In “The Passage” scientists aren’t the only ones who treat “vampire” as a word to be shunned. Mr. Cronin avoids it too, preferring to use other terms when undead, bloodsucking creatures start entering his story. The trouble begins after Special Agent Brad Wolgast is sent to Texas to recruit a death row inmate for some kind of special government program. “The Passage” is elaborate and digressive enough to pause for a full explanation of how this man landed on death row.

Then things begin to go very wrong. The government program backfires. The condemned man, along with 11 others, begins feeling “a great, devouring hunger” that makes him hanker “to eat the very world.” And the virals, as these virus-infected human guinea pigs are called, get loose to wreak havoc on a colossal scale. Wolgast, who has become Amy’s protector and father figure, is caught up in the mayhem. He apparently succumbs to it, with the words “Amy, Amy, Amy” italicized in his mind.

The italics are as contagious as the virus. And Mr. Cronin begins sounding more and more like Stephen King, whose work “The Passage” often resembles, when he writes a 10-page italicized faux document describing one little girl’s account of the chaotic evacuation of Philadelphia.

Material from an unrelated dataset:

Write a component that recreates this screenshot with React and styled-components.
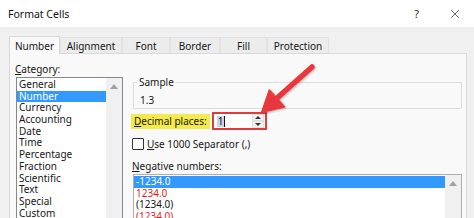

This already-exhaustive book is studded with diary entries, academic papers and other ostensible evidence that its fictitious stories of destruction are true. Every now and then, as when the Gulf of Mexico is described as an oil slick, these accounts are even scarier than intended.

Abruptly the book jumps ahead 92 years. The Age of Italics is apparently over. Now it is the Time of Portentous Upper-Case Names. The past is remembered only as the Time Before. At the First Colony in the San Jacinto Mountains a paramilitary regime enforces a strict set of rules called the One Law. Since the world of “The Passage” is as zealously detailed as that of a video game (and as apt to move in linear fashion from one realm to another), Mr. Cronin even provides a brief constitution for the little group of still-human survivors .....

These latter sections of the “The Passage” have the air of an old-time western, though with different sound effects. (“That was when he heard the sound, coming from beneath the overpass. A soft, wet ripping, like sheets of damp paper being torn in half, or the skin being pried off an orange fat with juice.”)

And as its moments of calm are interspersed with battle scenes, the book becomes more familiar. Its most elaborate feats of exposition are out of the way, but there remain some important unanswered questions about Amy: Where did she go? And when is she coming back? There are two books and 900 years to go until her thousand-year destiny is played out.